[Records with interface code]
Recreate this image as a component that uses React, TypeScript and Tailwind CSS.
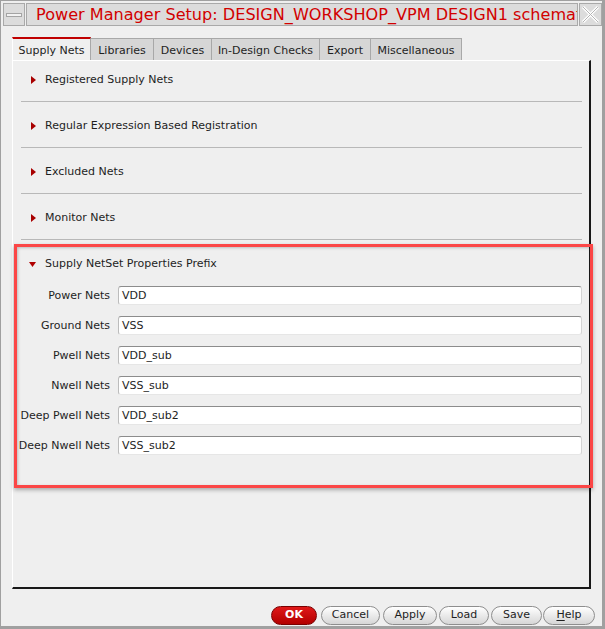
const font = "font-['DejaVu_Sans',sans-serif]";

const tabs = [
  { label: "Supply Nets", w: "w-[79px]", active: true },
  { label: "Libraries", w: "w-[63px]" },
  { label: "Devices", w: "w-[58px]" },
  { label: "In-Design Checks", w: "w-[108px]" },
  { label: "Export", w: "w-[51px]" },
  { label: "Miscellaneous", w: "w-[91px]" },
];

const collapsed = [
  "Registered Supply Nets",
  "Regular Expression Based Registration",
  "Excluded Nets",
  "Monitor Nets",
];

const fields = [
  { label: "Power Nets", value: "VDD" },
  { label: "Ground Nets", value: "VSS" },
  { label: "Pwell Nets", value: "VDD_sub" },
  { label: "Nwell Nets", value: "VSS_sub" },
  { label: "Deep Pwell Nets", value: "VDD_sub2" },
  { label: "Deep Nwell Nets", value: "VSS_sub2" },
];

const buttons = [
  { label: "Cancel", w: "w-[59px]", ml: "ml-[4px]" },
  { label: "Apply", w: "w-[54px]", ml: "ml-[3px]" },
  { label: "Load", w: "w-[50px]", ml: "ml-[2px]" },
  { label: "Save", w: "w-[51px]", ml: "ml-[2px]" },
];

function RightArrow() {
  return (
    <svg width="5" height="8" viewBox="0 0 5 8" className="shrink-0">
      <path d="M0 0 L5 4 L0 8 Z" fill="#a80000" />
    </svg>
  );
}

function DownArrow() {
  return (
    <svg width="7" height="5" viewBox="0 0 7 5" className="shrink-0">
      <path d="M0 0 L7 0 L3.5 5 Z" fill="#b00000" />
    </svg>
  );
}

export default function App() {
  return (
    <div
      className={`${font} flex h-[629px] w-[605px] flex-col border-t border-l border-r-[3px] border-b-[3px] border-[#a0a0a0] bg-[#efefef] text-[11px] text-[#1e1e1e]`}
    >
      {/* title bar */}
      <div className="ml-[2px] mt-[2px] flex h-[23px] gap-[1px]">
        <div className="flex w-[22px] items-center justify-center border border-[#a9a9a9] bg-[#dcdcdc]">
          <div className="h-[4px] w-[16px] border border-[#a4a4a4] bg-[#f2f2f2]" />
        </div>
        <div className="flex min-w-0 flex-1 items-center overflow-hidden whitespace-nowrap border border-[#a9a9a9] bg-[#dcdcdc] pl-[9px] pt-[1px] text-[16.1px] text-[#d20000]">
          Power Manager Setup: DESIGN_WORKSHOP_VPM DESIGN1 schematic
        </div>
        <div className="flex w-[23px] items-center justify-center border border-[#a9a9a9] bg-[#dcdcdc]">
          <svg width="19" height="19" viewBox="0 0 19 19">
            <path d="M2 2 L17 17 M17 2 L2 17" stroke="#ffffff" strokeWidth="3" />
            <path d="M2 2 L17 17 M17 2 L2 17" stroke="#b4b4b4" strokeWidth="1" />
          </svg>
        </div>
      </div>

      {/* tabs */}
      <div className="ml-[11px] mt-[11px] flex h-[23px] items-end">
        {tabs.map((t) =>
          t.active ? (
            <div
              key={t.label}
              className={`${t.w} relative z-10 flex h-[23px] items-center justify-center border-t-2 border-r border-l border-t-[#c00000] border-r-[#a8a8a8] border-l-white bg-[#efefef] pt-[3px]`}
            >
              {t.label}
            </div>
          ) : (
            <div
              key={t.label}
              className={`${t.w} flex h-[22px] items-center justify-center border-t border-r border-[#a8a8a8] bg-[#d6d6d6] pt-[3px]`}
            >
              {t.label}
            </div>
          )
        )}
      </div>

      {/* panel */}
      <div className="mx-[11px] flex h-[529px] flex-col border-t border-l border-r-2 border-b-2 border-t-white border-l-white border-r-[#181818] border-b-[#181818] pl-[8px] pr-[7px]">
        {collapsed.map((title, i) => (
          <div
            key={title}
            className={`${i === 0 ? "pt-[6px]" : "pt-[11px]"} border-b border-[#b8b8b8] pb-[10px]`}
          >
            <div className="flex h-[24px] items-center pl-[10px] pt-[2px]">
              <RightArrow />
              <span className="ml-[9px]">{title}</span>
            </div>
          </div>
        ))}

        <div className="-ml-[7px] -mr-[11px] mt-[4px] border-[3px] border-[#fb4646] pt-[4px] pb-[30px] pr-[8px] shadow-[0_2px_4px_rgba(0,0,0,0.3),inset_1px_1px_3px_rgba(0,0,0,0.22)]">
          <div className="flex h-[24px] items-center pl-[12px] pt-[2px]">
            <DownArrow />
            <span className="ml-[9px]">Supply NetSet Properties Prefix</span>
          </div>
          <div className="mt-[11px] flex flex-col gap-[11px]">
            {fields.map((f) => (
              <div key={f.label} className="flex h-[19px] items-center">
                <div className="w-[93px] shrink-0 pt-[1px] text-right">{f.label}</div>
                <div className="ml-[8px] flex h-[19px] flex-1 items-center rounded-[3px] border border-t-[#8c8c8c] border-r-[#d4d4d4] border-b-[#e6e6e6] border-l-[#bcbcbc] bg-white pl-[3px] pt-[1px]">
                  {f.value}
                </div>
              </div>
            ))}
          </div>
        </div>
      </div>

      {/* buttons */}
      <div className="mt-[17px] flex h-[19px] justify-end pr-[7px]">
        <button className="flex w-[46px] items-center justify-center rounded-full border border-[#7a0000] bg-gradient-to-b from-[#e01818] to-[#b30000] text-[11px] font-bold text-white">
          OK
        </button>
        {buttons.map((b) => (
          <button
            key={b.label}
            className={`${b.w} ${b.ml} flex items-center justify-center rounded-full border border-[#8e8e8e] bg-gradient-to-b from-[#ffffff] to-[#d6d6d6] text-[11px] text-[#1e1e1e]`}
          >
            {b.label}
          </button>
        ))}
        <button className="ml-[1px] flex w-[52px] items-center justify-center rounded-full border border-[#8e8e8e] bg-gradient-to-b from-[#ffffff] to-[#d6d6d6] text-[11px] text-[#1e1e1e]">
          <span className="underline underline-offset-2">H</span>elp
        </button>
      </div>
    </div>
  );
}
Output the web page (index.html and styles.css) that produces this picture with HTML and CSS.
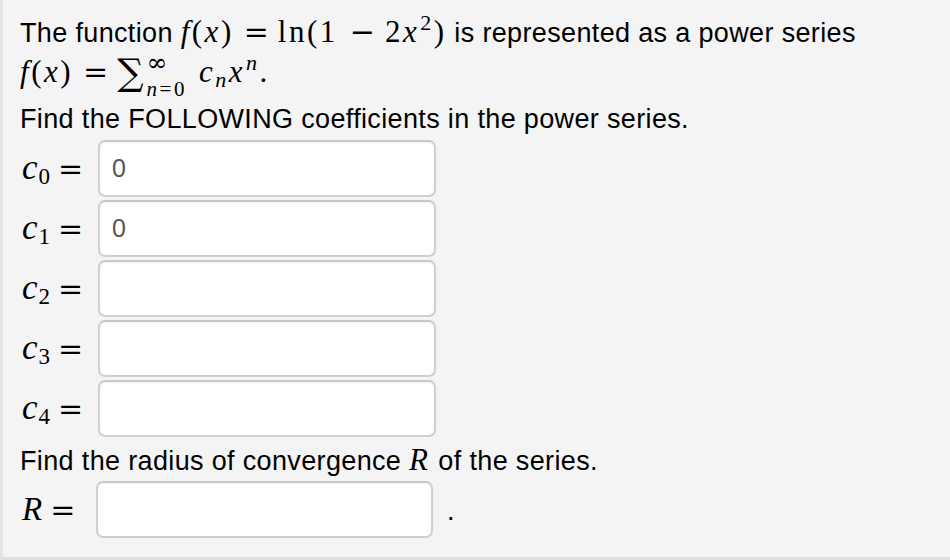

▶ _Task goal_:
Output the data above without changes, apart from leaving out the pictures.

▶ _Task output_:
Recreate this image as a component that uses React, TypeScript and Tailwind CSS.
const font = "font-['DejaVu_Sans',sans-serif]";

const tabs = [
  { label: "Supply Nets", w: "w-[79px]", active: true },
  { label: "Libraries", w: "w-[63px]" },
  { label: "Devices", w: "w-[58px]" },
  { label: "In-Design Checks", w: "w-[108px]" },
  { label: "Export", w: "w-[51px]" },
  { label: "Miscellaneous", w: "w-[91px]" },
];

const collapsed = [
  "Registered Supply Nets",
  "Regular Expression Based Registration",
  "Excluded Nets",
  "Monitor Nets",
];

const fields = [
  { label: "Power Nets", value: "VDD" },
  { label: "Ground Nets", value: "VSS" },
  { label: "Pwell Nets", value: "VDD_sub" },
  { label: "Nwell Nets", value: "VSS_sub" },
  { label: "Deep Pwell Nets", value: "VDD_sub2" },
  { label: "Deep Nwell Nets", value: "VSS_sub2" },
];

const buttons = [
  { label: "Cancel", w: "w-[59px]", ml: "ml-[4px]" },
  { label: "Apply", w: "w-[54px]", ml: "ml-[3px]" },
  { label: "Load", w: "w-[50px]", ml: "ml-[2px]" },
  { label: "Save", w: "w-[51px]", ml: "ml-[2px]" },
];

function RightArrow() {
  return (
    <svg width="5" height="8" viewBox="0 0 5 8" className="shrink-0">
      <path d="M0 0 L5 4 L0 8 Z" fill="#a80000" />
    </svg>
  );
}

function DownArrow() {
  return (
    <svg width="7" height="5" viewBox="0 0 7 5" className="shrink-0">
      <path d="M0 0 L7 0 L3.5 5 Z" fill="#b00000" />
    </svg>
  );
}

export default function App() {
  return (
    <div
      className={`${font} flex h-[629px] w-[605px] flex-col border-t border-l border-r-[3px] border-b-[3px] border-[#a0a0a0] bg-[#efefef] text-[11px] text-[#1e1e1e]`}
    >
      {/* title bar */}
      <div className="ml-[2px] mt-[2px] flex h-[23px] gap-[1px]">
        <div className="flex w-[22px] items-center justify-center border border-[#a9a9a9] bg-[#dcdcdc]">
          <div className="h-[4px] w-[16px] border border-[#a4a4a4] bg-[#f2f2f2]" />
        </div>
        <div className="flex min-w-0 flex-1 items-center overflow-hidden whitespace-nowrap border border-[#a9a9a9] bg-[#dcdcdc] pl-[9px] pt-[1px] text-[16.1px] text-[#d20000]">
          Power Manager Setup: DESIGN_WORKSHOP_VPM DESIGN1 schematic
        </div>
        <div className="flex w-[23px] items-center justify-center border border-[#a9a9a9] bg-[#dcdcdc]">
          <svg width="19" height="19" viewBox="0 0 19 19">
            <path d="M2 2 L17 17 M17 2 L2 17" stroke="#ffffff" strokeWidth="3" />
            <path d="M2 2 L17 17 M17 2 L2 17" stroke="#b4b4b4" strokeWidth="1" />
          </svg>
        </div>
      </div>

      {/* tabs */}
      <div className="ml-[11px] mt-[11px] flex h-[23px] items-end">
        {tabs.map((t) =>
          t.active ? (
            <div
              key={t.label}
              className={`${t.w} relative z-10 flex h-[23px] items-center justify-center border-t-2 border-r border-l border-t-[#c00000] border-r-[#a8a8a8] border-l-white bg-[#efefef] pt-[3px]`}
            >
              {t.label}
            </div>
          ) : (
            <div
              key={t.label}
              className={`${t.w} flex h-[22px] items-center justify-center border-t border-r border-[#a8a8a8] bg-[#d6d6d6] pt-[3px]`}
            >
              {t.label}
            </div>
          )
        )}
      </div>

      {/* panel */}
      <div className="mx-[11px] flex h-[529px] flex-col border-t border-l border-r-2 border-b-2 border-t-white border-l-white border-r-[#181818] border-b-[#181818] pl-[8px] pr-[7px]">
        {collapsed.map((title, i) => (
          <div
            key={title}
            className={`${i === 0 ? "pt-[6px]" : "pt-[11px]"} border-b border-[#b8b8b8] pb-[10px]`}
          >
            <div className="flex h-[24px] items-center pl-[10px] pt-[2px]">
              <RightArrow />
              <span className="ml-[9px]">{title}</span>
            </div>
          </div>
        ))}

        <div className="-ml-[7px] -mr-[11px] mt-[4px] border-[3px] border-[#fb4646] pt-[4px] pb-[30px] pr-[8px] shadow-[0_2px_4px_rgba(0,0,0,0.3),inset_1px_1px_3px_rgba(0,0,0,0.22)]">
          <div className="flex h-[24px] items-center pl-[12px] pt-[2px]">
            <DownArrow />
            <span className="ml-[9px]">Supply NetSet Properties Prefix</span>
          </div>
          <div className="mt-[11px] flex flex-col gap-[11px]">
            {fields.map((f) => (
              <div key={f.label} className="flex h-[19px] items-center">
                <div className="w-[93px] shrink-0 pt-[1px] text-right">{f.label}</div>
                <div className="ml-[8px] flex h-[19px] flex-1 items-center rounded-[3px] border border-t-[#8c8c8c] border-r-[#d4d4d4] border-b-[#e6e6e6] border-l-[#bcbcbc] bg-white pl-[3px] pt-[1px]">
                  {f.value}
                </div>
              </div>
            ))}
          </div>
        </div>
      </div>

      {/* buttons */}
      <div className="mt-[17px] flex h-[19px] justify-end pr-[7px]">
        <button className="flex w-[46px] items-center justify-center rounded-full border border-[#7a0000] bg-gradient-to-b from-[#e01818] to-[#b30000] text-[11px] font-bold text-white">
          OK
        </button>
        {buttons.map((b) => (
          <button
            key={b.label}
            className={`${b.w} ${b.ml} flex items-center justify-center rounded-full border border-[#8e8e8e] bg-gradient-to-b from-[#ffffff] to-[#d6d6d6] text-[11px] text-[#1e1e1e]`}
          >
            {b.label}
          </button>
        ))}
        <button className="ml-[1px] flex w-[52px] items-center justify-center rounded-full border border-[#8e8e8e] bg-gradient-to-b from-[#ffffff] to-[#d6d6d6] text-[11px] text-[#1e1e1e]">
          <span className="underline underline-offset-2">H</span>elp
        </button>
      </div>
    </div>
  );
}
Output the web page (index.html and styles.css) that produces this picture with HTML and CSS.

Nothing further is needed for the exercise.